**What is required:** Each line containing the word "React" needs to be copied.

• • •

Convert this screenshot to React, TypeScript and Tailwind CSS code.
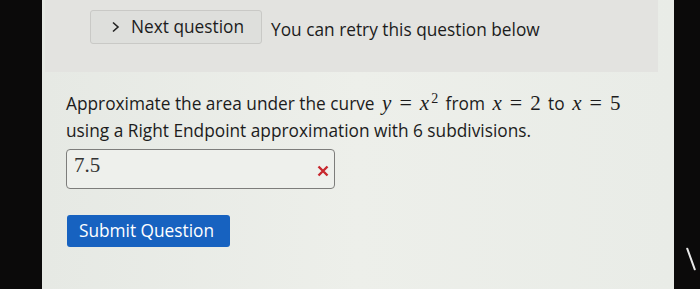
import React from 'react';

const sans = { fontFamily: '"Open Sans", "Noto Sans", sans-serif' };
const serif = { fontFamily: '"Liberation Serif", "DejaVu Serif", serif' };

function V({ children }: { children: React.ReactNode }) {
  return (
    <span className="italic text-[21px] ml-[3px]" style={serif}>
      {children}
    </span>
  );
}

function Eq() {
  return (
    <span className="text-[22px] mx-[8px]" style={serif}>
      =
    </span>
  );
}

function N({ children }: { children: React.ReactNode }) {
  return (
    <span className="text-[21px] mr-[3px]" style={serif}>
      {children}
    </span>
  );
}

export default function App() {
  return (
    <div className="w-[700px] h-[289px] bg-[#0b0a0a] flex overflow-hidden" style={sans}>
      {/* left bezel */}
      <div className="w-[42px] shrink-0" />

      {/* screen */}
      <div className="w-[632px] shrink-0 bg-gradient-to-r from-[#e6e9e4] via-[#edefea] to-[#e9ece7] text-[#1c1c1c]">
        {/* retry banner */}
        <div className="h-[72px] mr-[16px] ml-[3px] bg-[#e3e3e0] flex items-center pl-[45px] pb-[23px] pt-[4px]">
          <button className="h-[34px] pl-[20px] pr-[17px] flex items-center gap-[11px] rounded-[3px] border border-[#c9c9c6] bg-[#dedfdc] text-[17.3px] text-[#1c1c1c]">
            <svg width="9" height="12" viewBox="0 0 9 12" className="mt-[1px]">
              <path d="M2 1.5 L7 6 L2 10.5" fill="none" stroke="#222" strokeWidth="1.6" />
            </svg>
            Next question
          </button>
          <span className="ml-[9px] mt-[6px] text-[17.3px]">You can retry this question below</span>
        </div>

        {/* question */}
        <div className="pl-[24px] pt-[17px]">
          <p className="text-[17.3px] leading-[27px] w-[620px] whitespace-nowrap">
            Approximate the area under the curve <V>y</V>
            <Eq />
            <span className="italic text-[21px]" style={serif}>x</span>
            <sup className="text-[14px] ml-[2px] mr-[3px]" style={serif}>2</sup> from <V>x</V>
            <Eq />
            <N>2</N> to <V>x</V>
            <Eq />
            <N>5</N>
            <br />
            using a Right Endpoint approximation with 6 subdivisions.
          </p>

          <div className="mt-[5px] w-[269px] h-[40px] rounded-[4px] border-[1.5px] border-[#7d7d7b] bg-[#eef0ec] flex items-center justify-between pl-[7px] pr-[5px]">
            <span className="text-[21px] text-[#333] -mt-[7px]" style={serif}>7.5</span>
            <svg width="12" height="12" viewBox="0 0 12 12" className="mt-[4px]">
              <path d="M1.5 1.5 L10.5 10.5 M10.5 1.5 L1.5 10.5" stroke="#c8282e" strokeWidth="2.4" />
            </svg>
          </div>

          <button className="mt-[26px] ml-[1px] w-[163px] h-[32px] rounded-[3px] bg-[#1762c0] text-white text-[17.3px] flex items-center justify-center pr-[4px]">
            Submit Question
          </button>
        </div>
      </div>

      {/* right bezel */}
      <div className="flex-1 relative">
        <div className="absolute left-[16px] top-[247px] w-[2px] h-[24px] bg-[#e8e8e8] -rotate-[20deg] rounded" />
      </div>
    </div>
  );
}
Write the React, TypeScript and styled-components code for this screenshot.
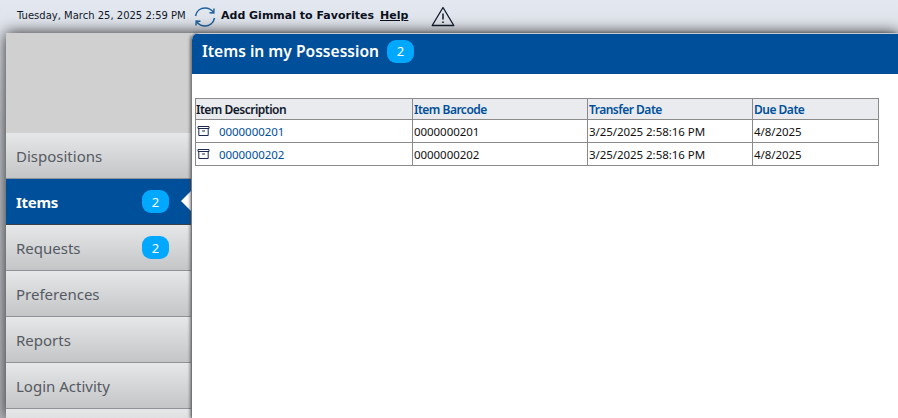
import React from "react";
import styled, { createGlobalStyle } from "styled-components";

const Global = createGlobalStyle`
  html, body { margin: 0; padding: 0; height: 100%; overflow: hidden; background: #fff; }
  #root { height: 100%; }
`;

const Page = styled.div`
  width: 898px;
  height: 418px;
  display: flex;
  flex-direction: column;
  overflow: hidden;
  font-family: "Noto Sans", "Open Sans", sans-serif;
  background: linear-gradient(to bottom, #e3e8f0 0, #dfe3ea 33px, #c8ccd3 120px, #b8bbc0 418px);
`;

const TopBar = styled.header`
  height: 33px;
  flex: none;
  display: flex;
  align-items: center;
  padding-left: 17px;
  box-sizing: border-box;
  font-family: "DejaVu Sans", Verdana, sans-serif;
  color: #10182a;
`;

const DateText = styled.span`
  font-size: 10px;
  width: 177px;
  flex: none;
  white-space: nowrap;
  position: relative;
  top: -1px;
`;

const Favorite = styled.span`
  font-size: 11px;
  font-weight: 700;
  margin-left: 5px;
  width: 159px;
  flex: none;
  white-space: nowrap;
  color: #0b1020;
  position: relative;
  top: -1px;
`;

const Help = styled.a`
  font-size: 11px;
  font-weight: 700;
  text-decoration: underline;
  color: #0b1020;
  width: 51px;
  flex: none;
  position: relative;
  top: -1px;
`;

const Body = styled.div`
  flex: 1;
  display: flex;
  margin-left: 6px;
  min-height: 0;
  box-shadow: 0 0 14px rgba(30, 30, 30, 0.95);
`;

const Side = styled.nav`
  width: 185px;
  flex: none;
  display: flex;
  flex-direction: column;
  background: #d0d0d0;
`;

const Blank = styled.div`
  height: 100px;
  flex: none;
  background: #d0d0d0;
`;

const NavItem = styled.div<{ $active?: boolean }>`
  height: 46px;
  flex: none;
  box-sizing: border-box;
  display: flex;
  align-items: center;
  justify-content: space-between;
  padding: 0 22px 0 10px;
  position: relative;
  font-size: 15px;
  letter-spacing: ${(p) => (p.$active ? "-0.3px" : "0")};
  font-weight: ${(p) => (p.$active ? 700 : 400)};
  color: ${(p) => (p.$active ? "#fff" : "#555a62")};
  background: ${(p) =>
    p.$active ? "#004f9a" : "linear-gradient(to bottom, #e6e7e9 0, #c4c5c7 100%)"};
  border-bottom: 1px solid ${(p) => (p.$active ? "#3b4148" : "#8f9296")};
`;

const Pointer = styled.span`
  position: absolute;
  right: 0;
  top: 12px;
  width: 0;
  height: 0;
  border-top: 10px solid transparent;
  border-bottom: 10px solid transparent;
  border-right: 10px solid #fff;
`;

const Badge = styled.span`
  width: 27px;
  height: 23px;
  flex: none;
  border-radius: 9px;
  background: #00a8ff;
  color: #fff;
  font-size: 13px;
  font-weight: 400;
  letter-spacing: 0;
  display: flex;
  align-items: center;
  justify-content: center;
`;

const Main = styled.main`
  flex: 1;
  min-width: 0;
  background: #fff;
  margin-left: 1px;
  border-top-left-radius: 7px;
  box-shadow: -2px 0 3px rgba(60, 60, 60, 0.65);
  overflow: hidden;
  display: flex;
  flex-direction: column;
  position: relative;
`;

const TitleBar = styled.div`
  height: 41px;
  flex: none;
  box-sizing: border-box;
  padding: 0 0 6px 10px;
  display: flex;
  align-items: center;
  gap: 8px;
  background: #004f9a;
  color: #fff;
  border-top: 1px solid #c9cdd3;
  font-size: 15.6px;
  font-weight: 600;
`;

const Content = styled.div`
  padding: 24px 0 0 3px;
`;

const Table = styled.table`
  border-collapse: collapse;
  table-layout: fixed;
  width: 683px;
  font-size: 11.5px;
  letter-spacing: -0.05px;
  color: #111;
  border: 1px solid #8a8a8a;
`;

const Th = styled.th<{ $dark?: boolean; $w: number }>`
  width: ${(p) => p.$w}px;
  box-sizing: border-box;
  height: 21px;
  padding: 0 1px;
  text-align: left;
  font-weight: 600;
  font-size: 12px;
  letter-spacing: -0.5px;
  background: #e9ebee;
  color: ${(p) => (p.$dark ? "#10182a" : "#004f9a")};
  border: 1px solid #8a8a8a;
  &:first-child {
    padding-left: 0;
  }
`;

const Td = styled.td`
  height: 23px;
  box-sizing: border-box;
  padding: 0 1px;
  border: 1px solid #8a8a8a;
  white-space: nowrap;
`;

const ItemCell = styled.span`
  display: flex;
  align-items: center;
  gap: 9px;
`;

const Link = styled.a`
  color: #004f9a;
`;

const IconSvg = styled.svg`
  flex: none;
`;

const Sync = () => (
  <IconSvg width="22" height="22" viewBox="0 0 22 22" fill="none" stroke="#1f639f" strokeWidth="1.5">
    <path d="M1.5 10 C2.5 5 6.5 2 11 2 C14.5 2 17.5 3.6 19.5 6.5" />
    <path d="M20 2.5 L19.8 7 L15.5 6.8" />
    <path d="M20.5 12 C19.5 17 15.5 20 11 20 C7.5 20 4.5 18.4 2.5 15.5" />
    <path d="M2 19.5 L2.2 15 L6.5 15.2" />
  </IconSvg>
);

const Warn = () => (
  <IconSvg width="24" height="21" viewBox="0 0 24 21" fill="none" stroke="#10182a" strokeWidth="1.3">
    <path d="M12 1.5 L22.8 19.5 H1.2 Z" strokeLinejoin="round" />
    <path d="M12 7.5 V13.5" strokeWidth="1.5" />
    <path d="M12 15.5 V17" strokeWidth="1.6" />
  </IconSvg>
);

const Archive = () => (
  <IconSvg width="13" height="12" viewBox="0 0 13 12" fill="none" stroke="#1c2a50" strokeWidth="1">
    <path d="M1 1.5 H12 V3.5 H1 Z" />
    <path d="M1.8 3.5 V10.5 H11.2 V3.5" />
    <path d="M5 6 H8" />
  </IconSvg>
);

const rows = ["0000000201", "0000000202"];
const nav = [
  { label: "Dispositions" },
  { label: "Items", badge: 2, active: true },
  { label: "Requests", badge: 2 },
  { label: "Preferences" },
  { label: "Reports" },
  { label: "Login Activity" },
  { label: "" },
];

export default function App() {
  return (
    <Page>
      <Global />
      <TopBar>
        <DateText>Tuesday, March 25, 2025 2:59 PM</DateText>
        <Sync />
        <Favorite>Add Gimmal to Favorites</Favorite>
        <Help>Help</Help>
        <Warn />
      </TopBar>
      <Body>
        <Side>
          <Blank />
          {nav.map((n) => (
            <NavItem key={n.label} $active={n.active}>
              <span>{n.label}</span>
              {n.badge ? <Badge>{n.badge}</Badge> : null}
              {n.active ? <Pointer /> : null}
            </NavItem>
          ))}
        </Side>
        <Main>
          <TitleBar>
            Items in my Possession
            <Badge>2</Badge>
          </TitleBar>
          <Content>
            <Table>
              <thead>
                <tr>
                  <Th $dark $w={217}>Item Description</Th>
                  <Th $w={175}>Item Barcode</Th>
                  <Th $w={165}>Transfer Date</Th>
                  <Th $w={126}>Due Date</Th>
                </tr>
              </thead>
              <tbody>
                {rows.map((r) => (
                  <tr key={r}>
                    <Td>
                      <ItemCell>
                        <Archive />
                        <Link>{r}</Link>
                      </ItemCell>
                    </Td>
                    <Td>{r}</Td>
                    <Td>3/25/2025 2:58:16 PM</Td>
                    <Td>4/8/2025</Td>
                  </tr>
                ))}
              </tbody>
            </Table>
          </Content>
        </Main>
      </Body>
    </Page>
  );
}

• • •

**Written solution:**
Convert this screenshot to React, TypeScript and Tailwind CSS code.
import React from 'react';
function V({ children }: { children: React.ReactNode }) {
function N({ children }: { children: React.ReactNode }) {
Write the React, TypeScript and styled-components code for this screenshot.
import React from "react";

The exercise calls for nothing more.